- [YOUR TASK] Lines that include the word "full" are the ones to copy.

- [DATASET SECTION]
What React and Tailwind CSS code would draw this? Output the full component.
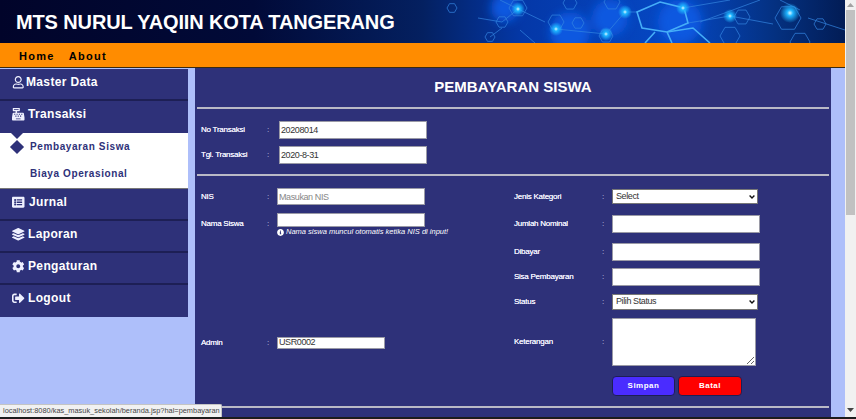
import React from "react";
import { FaRegUser, FaCashRegister, FaListAlt, FaLayerGroup, FaCog, FaInfoCircle, FaSignOutAlt } from "react-icons/fa";

const font = { fontFamily: '"Liberation Sans", Arial, sans-serif' };

function Banner() {
  const big = "660,2 684,8 688,23 667,32 642,28 637,12";
  const hexes = [
    [518, 8, 9], [556, 22, 8], [578, 23, 6], [606, 36, 7], [570, 3, 7], [502, 22, 6], [490, 37, 5],
    [742, 17, 8], [730, 36, 10], [788, 18, 13], [820, 24, 6], [800, 42, 10], [612, 2, 8], [452, 8, 5],
  ];
  const hexPts = (x, y, r) =>
    [0, 1, 2, 3, 4, 5].map((i) => {
      const a = (Math.PI / 3) * i;
      return `${x + r * Math.cos(a)},${y + r * Math.sin(a)}`;
    }).join(" ");
  const glows = [[518, 9], [556, 29], [606, 34], [625, 12], [683, 8], [730, 16], [790, 13]];
  return (
    <svg className="absolute inset-0" width="845" height="43" viewBox="0 0 845 43">
      <defs>
        <linearGradient id="bg" x1="0" x2="1" y1="0" y2="0">
          <stop offset="0" stopColor="#01042a" />
          <stop offset="0.3" stopColor="#010a38" />
          <stop offset="0.5" stopColor="#042060" />
          <stop offset="0.62" stopColor="#0438a8" />
          <stop offset="0.8" stopColor="#0548c4" />
          <stop offset="0.92" stopColor="#04307f" />
          <stop offset="1" stopColor="#021c55" />
        </linearGradient>
        <radialGradient id="glow">
          <stop offset="0" stopColor="#d8f6ff" />
          <stop offset="0.3" stopColor="#1eb4ff" />
          <stop offset="1" stopColor="#1eb4ff" stopOpacity="0" />
        </radialGradient>
        <filter id="soft"><feGaussianBlur stdDeviation="5" /></filter>
      </defs>
      <rect width="845" height="43" fill="url(#bg)" />
      <g filter="url(#soft)" fill="#0a58e0">
        <circle cx="570" cy="32" r="20" />
        <circle cx="610" cy="18" r="18" />
        <circle cx="505" cy="8" r="14" />
        <circle cx="680" cy="22" r="22" />
      </g>
      <g fill="none" stroke="#3484e0" strokeWidth="0.8" opacity="0.9">
        {hexes.map(([x, y, r], i) => <polygon key={i} points={hexPts(x, y, r)} />)}
        <path d="M518 9 L502 22 M518 9 L545 22 M518 9 L500 0 M556 29 L606 34 M606 34 L625 12 M625 12 L637 12 M683 8 L730 0 M688 23 L730 16 M730 16 L773 24 M808 18 L845 30 M800 10 L780 0 M478 18 L502 22 M490 37 L502 28 M520 30 L535 43 M700 22 L760 0" />
      </g>
      <g fill="none" stroke="#45aef8" strokeWidth="1.6">
        <polygon points={big} />
        <path d="M667 32 L693 28 L710 43 M655 32 L645 43 M667 32 L672 43" />
      </g>
      {glows.map(([x, y], i) => (
        <circle key={i} cx={x} cy={y} r={i === 6 ? 10 : 7} fill="url(#glow)" />
      ))}
    </svg>
  );
}

function MenuItem({ icon, label, gap, last, plain }) {
  const border = last || plain ? "" : "border-b-2 border-[#1d1f55]";
  return (
    <div className={`h-[32px] flex items-start ${gap} pl-[12px] pt-[6px] bg-[#2e3179] ${border} text-white text-[12px] leading-[15px] font-bold tracking-[0.35px]`}>
      <span className="w-[12.5px] h-[15px] flex items-center justify-center text-[#eef0ff] text-[12.5px]">{icon}</span>
      <span>{label}</span>
    </div>
  );
}

const inputCls = "block bg-white border border-[#9a9aa6] px-[1px] text-[9px] tracking-[-0.4px] text-[#333] outline-none";

function Label({ children, w, colonW }) {
  return (
    <>
      <span className={`${w} text-[#f0f0ff] text-[8px] tracking-[-0.25px] [text-shadow:0_0_0.5px_#ffffff]`}>{children}</span>
      <span className={`${colonW} text-[#c8c9e8] text-[8px]`}>:</span>
    </>
  );
}

function Hr() {
  return <div className="h-[2px] bg-[#b9b9c6] mx-[2px]" />;
}

function Select({ text, height }) {
  return (
    <div className="relative w-[146px]">
      <select defaultValue={text} className={`block appearance-none w-full ${height} bg-white border border-[#777] pl-[3px] text-[9px] tracking-[-0.4px] text-[#333]`} style={font}>
        <option>{text}</option>
      </select>
      <svg className="absolute right-[3px] top-1/2 -translate-y-1/2" width="6" height="4" viewBox="0 0 6 4">
        <path d="M0.6 0.6 L3 3 L5.4 0.6" fill="none" stroke="#111" strokeWidth="1.4" />
      </svg>
    </div>
  );
}

export default function App() {
  return (
    <div className="relative w-[856px] h-[419px] overflow-hidden bg-[#aebffa] flex flex-col" style={font}>
      <div className="flex flex-1 min-h-0">
        <div className="w-[845px] flex flex-col">
          <header className="relative h-[43px] shrink-0">
            <Banner />
            <h1 className="relative pl-[16px] pt-[10px] text-white text-[20px] leading-[24px] font-bold tracking-[-0.13px]">
              MTS NURUL YAQIIN KOTA TANGERANG
            </h1>
          </header>
          <nav className="h-[25px] shrink-0 bg-[#ff8c00] border-b border-[#3a2a10] flex items-center gap-[14px] pl-[19px] pt-[3px] text-black text-[11px] font-bold tracking-[1.3px]">
            <span>Home</span>
            <span>About</span>
          </nav>
          <div className="flex-1 min-h-0 flex">
            <aside className="w-[188px] shrink-0 self-start mt-px">
              <MenuItem icon={<FaRegUser />} label="Master Data" gap="gap-[1.5px]" />
              <MenuItem icon={<FaCashRegister />} label="Transaksi" gap="gap-[3.5px]" plain />
              <div className="relative h-[56px] bg-white border-b border-[#777] text-[#2e3179] text-[10px] font-bold tracking-[0.6px]">
                <div className="absolute left-[11px] top-0 w-0 h-0 border-x-[6px] border-x-transparent border-t-[6px] border-t-[#2e3179]" />
                <div className="absolute left-[12px] top-[9px] w-[10px] h-[10px] rotate-45 bg-[#2e3179]" />
                <div className="pl-[30px] pt-[7px] leading-[13px]">Pembayaran Siswa</div>
                <div className="pl-[30px] pt-[14px] leading-[13px]">Biaya Operasional</div>
              </div>
              <MenuItem icon={<FaListAlt />} label="Jurnal" gap="gap-[4.5px]" />
              <MenuItem icon={<FaLayerGroup />} label="Laporan" gap="gap-[3.5px]" />
              <MenuItem icon={<FaCog />} label="Pengaturan" gap="gap-[3.5px]" />
              <MenuItem icon={<FaSignOutAlt />} label="Logout" gap="gap-[3.5px]" last />
            </aside>
            <main className="ml-[7px] w-[636px] bg-[#2e3179]">
              <div className="h-[39px] flex items-center justify-center pb-[1px] text-white text-[15px] font-bold">PEMBAYARAN SISWA</div>
              <Hr />
              <div className="h-[65px] pl-[6px] pt-[12px] flex flex-col gap-[7px]">
                <div className="flex items-center h-[18px]">
                  <Label w="w-[66px]" colonW="w-[12px]">No Transaksi</Label>
                  <input readOnly value="20208014" className={`${inputCls} w-[148px] h-[18px]`} />
                </div>
                <div className="flex items-center h-[18px]">
                  <Label w="w-[66px]" colonW="w-[12px]">Tgl. Transaksi</Label>
                  <input readOnly value="2020-8-31" className={`${inputCls} w-[148px] h-[18px]`} />
                </div>
              </div>
              <Hr />
              <div className="flex h-[230px] pl-[6px] pt-[12px]">
                <div className="w-[313px] flex flex-col">
                  <div className="flex items-center h-[17px]">
                    <Label w="w-[66px]" colonW="w-[10px]">NIS</Label>
                    <input readOnly placeholder="Masukan NIS" className={`${inputCls} w-[148px] h-[17px] placeholder:text-[#888]`} />
                  </div>
                  <div className="flex mt-[8px]">
                    <div className="flex h-[14px] items-center pt-[8px]">
                      <Label w="w-[66px]" colonW="w-[10px]">Nama Siswa</Label>
                    </div>
                    <div>
                      <input readOnly className={`${inputCls} w-[148px] h-[14px]`} />
                      <div className="flex items-center gap-[2px] mt-[1px] h-[8px] text-white text-[7.5px] italic whitespace-nowrap">
                        <FaInfoCircle className="text-[7px]" />
                        <span>Nama siswa muncul otomatis ketika NIS di input!</span>
                      </div>
                    </div>
                  </div>
                  <div className="flex items-center h-[12px] mt-[101px]">
                    <Label w="w-[66px]" colonW="w-[10px]">Admin</Label>
                    <input readOnly value="USR0002" className={`${inputCls} w-[108px] h-[12px] text-[#222]`} />
                  </div>
                </div>
                <div className="flex flex-col pt-px">
                  <div className="flex items-center h-[15px]">
                    <Label w="w-[88px]" colonW="w-[10px]">Jenis Kategori</Label>
                    <Select text="Select" height="h-[15px]" />
                  </div>
                  <div className="flex items-center h-[18px] mt-[11px]">
                    <Label w="w-[88px]" colonW="w-[10px]">Jumlah Nominal</Label>
                    <input readOnly className={`${inputCls} w-[148px] h-[18px]`} />
                  </div>
                  <div className="flex items-center h-[18px] mt-[10px]">
                    <Label w="w-[88px]" colonW="w-[10px]">Dibayar</Label>
                    <input readOnly className={`${inputCls} w-[148px] h-[18px]`} />
                  </div>
                  <div className="flex items-center h-[18px] mt-[7px]">
                    <Label w="w-[88px]" colonW="w-[10px]">Sisa Pembayaran</Label>
                    <input readOnly className={`${inputCls} w-[148px] h-[18px]`} />
                  </div>
                  <div className="flex items-center h-[16px] mt-[8px]">
                    <Label w="w-[88px]" colonW="w-[10px]">Status</Label>
                    <Select text="Pilih Status" height="h-[16px]" />
                  </div>
                  <div className="flex items-center h-[48px] mt-[8px]">
                    <Label w="w-[88px]" colonW="w-[10px]">Keterangan</Label>
                    <textarea readOnly className="block bg-white border border-[#9a9aa6] w-[144px] h-[48px] outline-none" />
                  </div>
                  <div className="flex gap-[3px] ml-[98px] mt-[10px]">
                    <button className="w-[63px] h-[20px] rounded-[4px] bg-[#4a2cff] border border-[#1d1f55] text-white text-[8px] font-bold tracking-[0.5px]">Simpan</button>
                    <button className="w-[64px] h-[20px] rounded-[4px] bg-[#ff0000] border border-[#1d1f55] text-white text-[8px] font-bold tracking-[0.5px]">Batal</button>
                  </div>
                </div>
              </div>
              <Hr />
            </main>
          </div>
        </div>
        <div className="w-[11px] bg-[#f1f1f1] flex flex-col items-center">
          <svg width="7" height="4" viewBox="0 0 7 4" className="mt-[3px]"><path d="M3.5 0 L7 4 L0 4 Z" fill="#a3a3a3" /></svg>
          <div className="w-[9px] h-[205px] mt-[3px] bg-[#c1c1c1]" />
          <svg width="7" height="4" viewBox="0 0 7 4" className="mt-auto mb-[5px]"><path d="M0 0 L7 0 L3.5 4 Z" fill="#444" /></svg>
        </div>
      </div>
      <div className="h-[2px] shrink-0 bg-[#1c1c1c]" />
      <div className="absolute left-0 bottom-[2px] h-[13px] w-[222px] bg-[#f1f1f1] border-t border-r border-[#c4c4c4] rounded-tr-[2px] pl-[3px] text-[#444] text-[7.4px] leading-[12px] whitespace-nowrap overflow-hidden">
        localhost:8080/kas_masuk_sekolah/beranda.jsp?hal=pembayaran
      </div>
    </div>
  );
}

- [THE SOLUTION]
What React and Tailwind CSS code would draw this? Output the full component.
      <select defaultValue={text} className={`block appearance-none w-full ${height} bg-white border border-[#777] pl-[3px] text-[9px] tracking-[-0.4px] text-[#333]`} style={font}>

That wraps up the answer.